Il caos di Las Vegas che chiude il film, al contrario, gioca più sull’accumulo, ma l’effetto è ugualmente efficace e inventivo, perché una suspense alla Nel centro del mirino si sviluppa a poco a poco nell’ammasso quale approfondimento e accrescimento del cliché, un po’ come accadeva – benché in maniera più elementare e spersonalizzata - in Die Hard 2 - 58 minuti per morire: l’inseguimento fra il furgone della Swat e la Dodge Charger, mentre le auto travolte ammaccate pigiate rotte si ammucchiano, ha la sfrontatezza di un Peter Hyams e la perizia di un John Badham, e raggiunge livelli di spettacolarità eccezionali.
Greengrass come un Andrew Davis qualunque, dunque?

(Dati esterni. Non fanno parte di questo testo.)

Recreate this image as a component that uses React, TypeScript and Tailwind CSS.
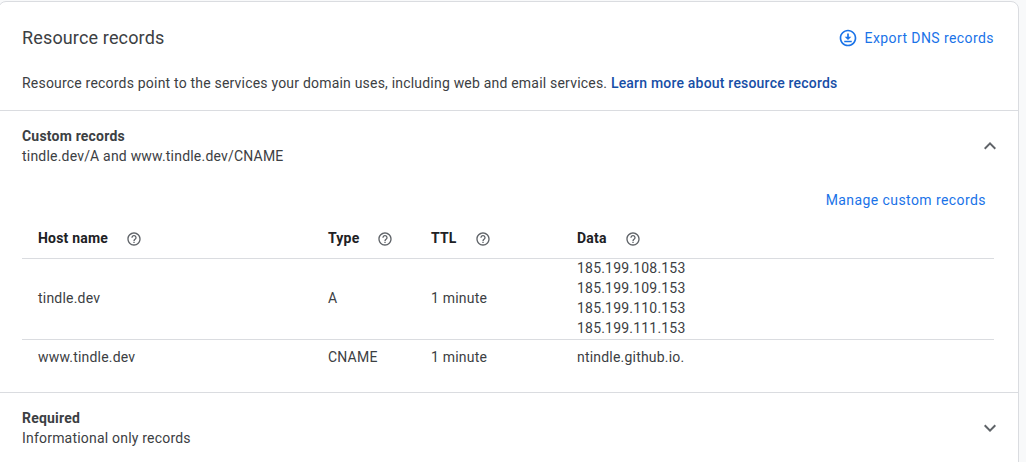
const font = "font-['Roboto',sans-serif]";

function HelpIcon() {
  return (
    <svg viewBox="0 0 24 24" className="h-4 w-4 fill-[#5f6368]">
      <path d="M11 18h2v-2h-2v2zm1-16C6.48 2 2 6.48 2 12s4.48 10 10 10 10-4.48 10-10S17.52 2 12 2zm0 18c-4.41 0-8-3.59-8-8s3.59-8 8-8 8 3.59 8 8-3.59 8-8 8zm0-14c-2.21 0-4 1.79-4 4h2c0-1.1.9-2 2-2s2 .9 2 2c0 2-3 1.75-3 5h2c0-2.25 3-2.5 3-5 0-2.21-1.79-4-4-4z" />
    </svg>
  );
}

function Chevron({ up }: { up?: boolean }) {
  return (
    <svg viewBox="0 0 24 24" className="h-6 w-6 fill-[#5f6368]">
      <path d={up ? "M12 8l-6 6 1.41 1.41L12 10.83l4.59 4.58L18 14z" : "M16.59 8.59L12 13.17 7.41 8.59 6 10l6 6 6-6z"} />
    </svg>
  );
}

function ExportIcon() {
  return (
    <svg viewBox="0 0 24 24" className="h-5 w-5 fill-[#1a73e8]">
      <path d="M12 2C6.48 2 2 6.48 2 12s4.48 10 10 10 10-4.48 10-10S17.52 2 12 2zm0 18c-4.41 0-8-3.59-8-8s3.59-8 8-8 8 3.59 8 8-3.59 8-8 8z" />
      <path d="M13 6.5h-2v4H8l4 4 4-4h-3zM7.5 15.3h9v1.9h-9z" />
    </svg>
  );
}

function Head({ label, width }: { label: string; width: string }) {
  return (
    <th className={`${width} h-10 p-0 pl-4 text-left align-middle font-bold`}>
      <span className="flex items-center gap-[18px]">
        {label}
        <span className="mt-0.5"><HelpIcon /></span>
      </span>
    </th>
  );
}

export default function App() {
  return (
    <div className={`${font} h-[462px] w-[1026px] overflow-hidden bg-[#f8f9fa] text-sm tracking-[0.2px] text-[#3c4043]`}>
      <div className="ml-[-2px] mt-px h-[480px] w-[1021px] rounded-t-lg border border-[#dadce0] bg-white">
        {/* header */}
        <div className="border-b border-[#dadce0] pb-[17px]">
          <div className="flex h-[71px] items-center justify-between pl-[23px] pr-[24px]">
            <h2 className="mt-px text-lg font-normal tracking-[0.15px] text-[#3c4043]">Resource records</h2>
            <a className="flex items-center gap-[7px] tracking-[0.42px] text-[#1a73e8]">
              <ExportIcon />
              Export DNS records
            </a>
          </div>
          <p className="pl-[23px] leading-5">
            Resource records point to the services your domain uses, including web and email services.{" "}
            <a className="font-medium text-[#174ea6]">Learn more about resource records</a>
          </p>
        </div>

        {/* custom records */}
        <div className="border-b border-[#dadce0] pb-[17px]">
          <div className="flex items-center justify-between pl-[23px] pr-4 pt-[15px]">
            <div className="leading-5">
              <div className="font-bold">Custom records</div>
              <div>tindle.dev/A and www.tindle.dev/CNAME</div>
            </div>
            <Chevron up />
          </div>
          <div className="flex h-[52px] items-end justify-end pb-[8px] pr-[32px]">
            <a className="tracking-[0.42px] text-[#1a73e8]">Manage custom records</a>
          </div>
          <table className="ml-[23px] w-[972px] table-fixed border-collapse leading-5">
            <thead>
              <tr className="border-b border-[#dadce0] text-[#202124]">
                <Head label="Host name" width="w-[290px]" />
                <Head label="Type" width="w-[103px]" />
                <Head label="TTL" width="w-[146px]" />
                <Head label="Data" width="w-auto" />
              </tr>
            </thead>
            <tbody>
              <tr className="border-b border-[#dadce0]">
                <td className="pb-0.5 pl-4">tindle.dev</td>
                <td className="pb-0.5 pl-4">A</td>
                <td className="pb-0.5 pl-4">1 minute</td>
                <td className="pb-px pl-4">
                  <div className="-mt-px">185.199.108.153</div>
                  <div>185.199.109.153</div>
                  <div>185.199.110.153</div>
                  <div>185.199.111.153</div>
                </td>
              </tr>
              <tr className="h-9">
                <td className="pl-4">www.tindle.dev</td>
                <td className="pl-4">CNAME</td>
                <td className="pl-4">1 minute</td>
                <td className="pl-4">ntindle.github.io.</td>
              </tr>
            </tbody>
          </table>
        </div>

        {/* required */}
        <div className="flex items-center justify-between pl-[23px] pr-4 pt-[15px]">
          <div className="leading-5">
            <div className="font-bold">Required</div>
            <div>Informational only records</div>
          </div>
          <Chevron />
        </div>
      </div>
    </div>
  );
}
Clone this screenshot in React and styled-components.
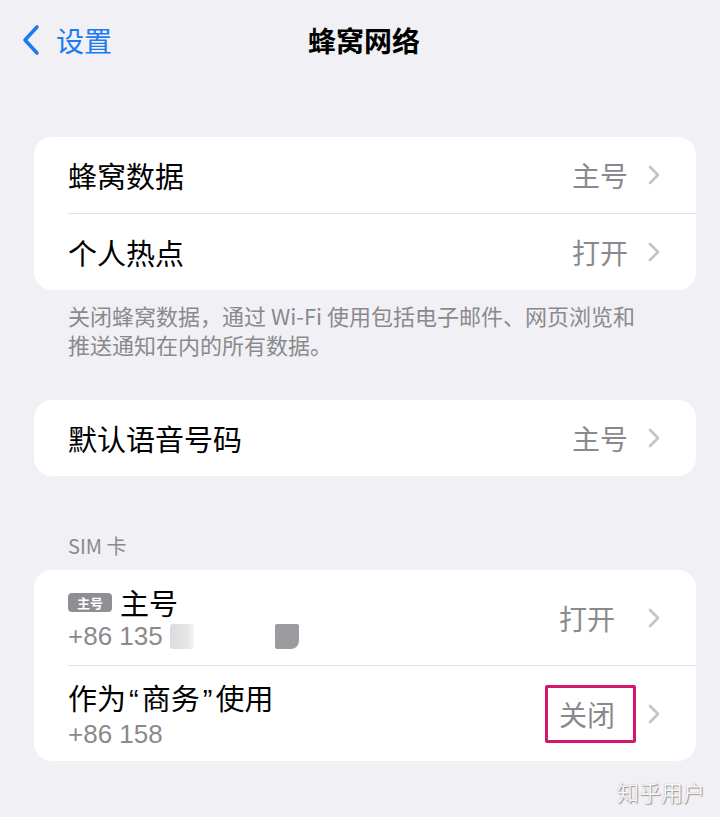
import React from "react";
import styled, { createGlobalStyle } from "styled-components";

const Global = createGlobalStyle`
  html, body { margin: 0; padding: 0; background: #f1f0f5; }
  body {
    font-family: "Noto Sans CJK SC", "Noto Sans", "Liberation Sans", sans-serif;
    -webkit-font-smoothing: antialiased;
  }
`;

const Page = styled.div`
  position: relative;
  width: 720px;
  height: 817px;
  overflow: hidden;
  background: #f1f0f5;
`;

const NavBar = styled.div`
  position: relative;
  height: 80px;
  display: flex;
  align-items: center;
  justify-content: center;
`;

const Back = styled.div`
  position: absolute;
  left: 22px;
  top: 24px;
  display: flex;
  align-items: center;
  gap: 16px;
  color: #1a7cf0;
  font-size: 28px;
  line-height: 32px;
`;

const Title = styled.div`
  font-size: 28px;
  font-weight: 700;
  color: #000;
  line-height: 32px;
  margin-left: 8px;
`;

const Section = styled.div`
  margin: ${(p) => p.$top}px 24px 0 34px;
`;

const Card = styled.div`
  background: #fff;
  border-radius: 18px;
  overflow: hidden;
`;

const Divided = styled.div`
  & + & {
    margin-left: 34px;
    border-top: 1.5px solid #e2e2e6;
  }
  & + & > div {
    padding-left: 0;
  }
`;

const Row = styled.div`
  height: ${(p) => p.$h}px;
  display: flex;
  align-items: center;
  padding: 0 36px 0 34px;
`;

const Main = styled.div`
  flex: 1;
  display: flex;
  flex-direction: column;
  min-width: 0;
`;

const Label = styled.div`
  font-size: 29px;
  line-height: 36px;
  color: #000;
  display: flex;
  align-items: center;
  gap: 8px;
`;

const Quote = styled.span`
  font-family: "Liberation Sans", sans-serif;
  padding: 0 3px;
`;

const Sub = styled.div`
  font-family: "Liberation Sans", "Noto Sans CJK SC", sans-serif;
  font-size: 26px;
  line-height: 30px;
  color: #8a8a8e;
  display: flex;
  align-items: center;
  margin-top: 1px;
`;

const Badge = styled.span`
  display: inline-flex;
  align-items: center;
  justify-content: center;
  width: 44px;
  height: 19px;
  border-radius: 4px;
  background: #8e8e93;
  color: #fff;
  font-size: 13px;
  font-weight: 700;
  line-height: 1;
`;

const Mask = styled.span`
  display: inline-block;
  height: 25px;
  width: 24px;
  margin-left: ${(p) => p.$ml}px;
  background: ${(p) => p.$bg};
  border-radius: ${(p) => (p.$dark ? "2px 2px 8px 2px" : "3px")};
`;

const Value = styled.div`
  font-size: 28px;
  line-height: 34px;
  color: #8a8a8e;
  margin-right: 20px;
`;

const BoxValue = styled.div`
  font-size: 28px;
  line-height: 34px;
  color: #8a8a8e;
  padding: 9px 18px 9px 11px;
  border: 3px solid ${(p) => (p.$marked ? "#d4166f" : "transparent")};
  border-radius: 2px;
  margin-right: 12px;
`;

const Footer = styled.div`
  padding: 11px 20px 0 68px;
  font-size: 22px;
  line-height: 29px;
  color: #8a8a8e;
`;

const Header = styled.div`
  padding: 0 0 10px 34px;
  font-size: 20px;
  line-height: 28px;
  color: #8a8a8e;
`;

const Watermark = styled.div`
  position: absolute;
  right: 15px;
  bottom: 10px;
  font-size: 22px;
  color: #f7f7f7;
  text-shadow: 1px 1px 1px rgba(0, 0, 0, 0.35), 0 0 1px rgba(0, 0, 0, 0.3);
`;

const Chevron = () => (
  <svg width="12" height="20" viewBox="0 0 12 20">
    <polyline
      points="2,2 10,10 2,18"
      fill="none"
      stroke="#c4c4c8"
      strokeWidth="2.6"
      strokeLinecap="round"
      strokeLinejoin="round"
    />
  </svg>
);

const BackArrow = () => (
  <svg width="18" height="32" viewBox="0 0 18 32">
    <polyline
      points="15,3 3,16 15,29"
      fill="none"
      stroke="#1a7cf0"
      strokeWidth="3.6"
      strokeLinecap="round"
      strokeLinejoin="round"
    />
  </svg>
);

const SimpleRow = ({ label, value }) => (
  <Divided>
    <Row $h={76}>
      <Main>
        <Label>{label}</Label>
      </Main>
      <Value>{value}</Value>
      <Chevron />
    </Row>
  </Divided>
);

export default function App() {
  return (
    <Page>
      <Global />
      <NavBar>
        <Back>
          <BackArrow />
          <span>设置</span>
        </Back>
        <Title>蜂窝网络</Title>
      </NavBar>

      <Section $top={57}>
        <Card>
          <SimpleRow label="蜂窝数据" value="主号" />
          <SimpleRow label="个人热点" value="打开" />
        </Card>
      </Section>
      <Footer>
        关闭蜂窝数据，通过 Wi-Fi 使用包括电子邮件、网页浏览和
        <br />
        推送通知在内的所有数据。
      </Footer>

      <Section $top={41}>
        <Card>
          <SimpleRow label="默认语音号码" value="主号" />
        </Card>
      </Section>

      <Section $top={56}>
        <Header>SIM 卡</Header>
      </Section>
      <Section $top={0}>
        <Card>
          <Divided>
            <Row $h={95}>
              <Main>
                <Label>
                  <Badge>主号</Badge>
                  主号
                </Label>
                <Sub>
                  +86 135
                  <Mask $ml={7} $bg="linear-gradient(90deg,#dcdcde,#e6e6e8 70%,#f4f4f5)" />
                  <Mask $ml={81} $bg="#9c9ca0" $dark />
                </Sub>
              </Main>
              <BoxValue>打开</BoxValue>
              <Chevron />
            </Row>
          </Divided>
          <Divided>
            <Row $h={95}>
              <Main>
                <Label>
                  <span>
                    作为<Quote>“</Quote>商务<Quote>”</Quote>使用
                  </span>
                </Label>
                <Sub>+86 158</Sub>
              </Main>
              <BoxValue $marked>关闭</BoxValue>
              <Chevron />
            </Row>
          </Divided>
        </Card>
      </Section>

      <Watermark>知乎用户</Watermark>
    </Page>
  );
}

Sì e no: ne conserva l’attitudine “originaria”, quella di un lavoro astuto e ingegnoso dentro i confini del genere e dell’industria (che già da sola non vale poco: ma per favore non chiamiamola più “artigianato”, che non ha più senso), nobilitandone insieme la prospettiva – di sistema, se vogliamo, ma non per questo da condannare – che la riproduzione dell’azione possa essere sufficiente a dire due o tre cose del mondo.
20 anni fa circa un giovane soldato, saputo che il padre era stato ucciso da terroristi, si offrì volontario per un programma sperimentale. Jason Bourne fu trasformato in un’arma umana da 100 milioni di dollari che, secondo i suoi progettisti, ebbe un malfunzionamento. Cercarono allora di toglierlo di mezzo, ma scoperta la propria vera identità, Bourne raggiunse una pace apparente e fece perdere le sue tracce per sempre, o almeno così sperava. Stavolta però, stanato da un’organizzazione estremamente duttile, molto più pericolosa di qualsiasi governo, Bourne mostrerà ai suoi inseguitori che un soldato, anche se spezzato, difende gli innocenti da coloro che detengono un potere senza controllo.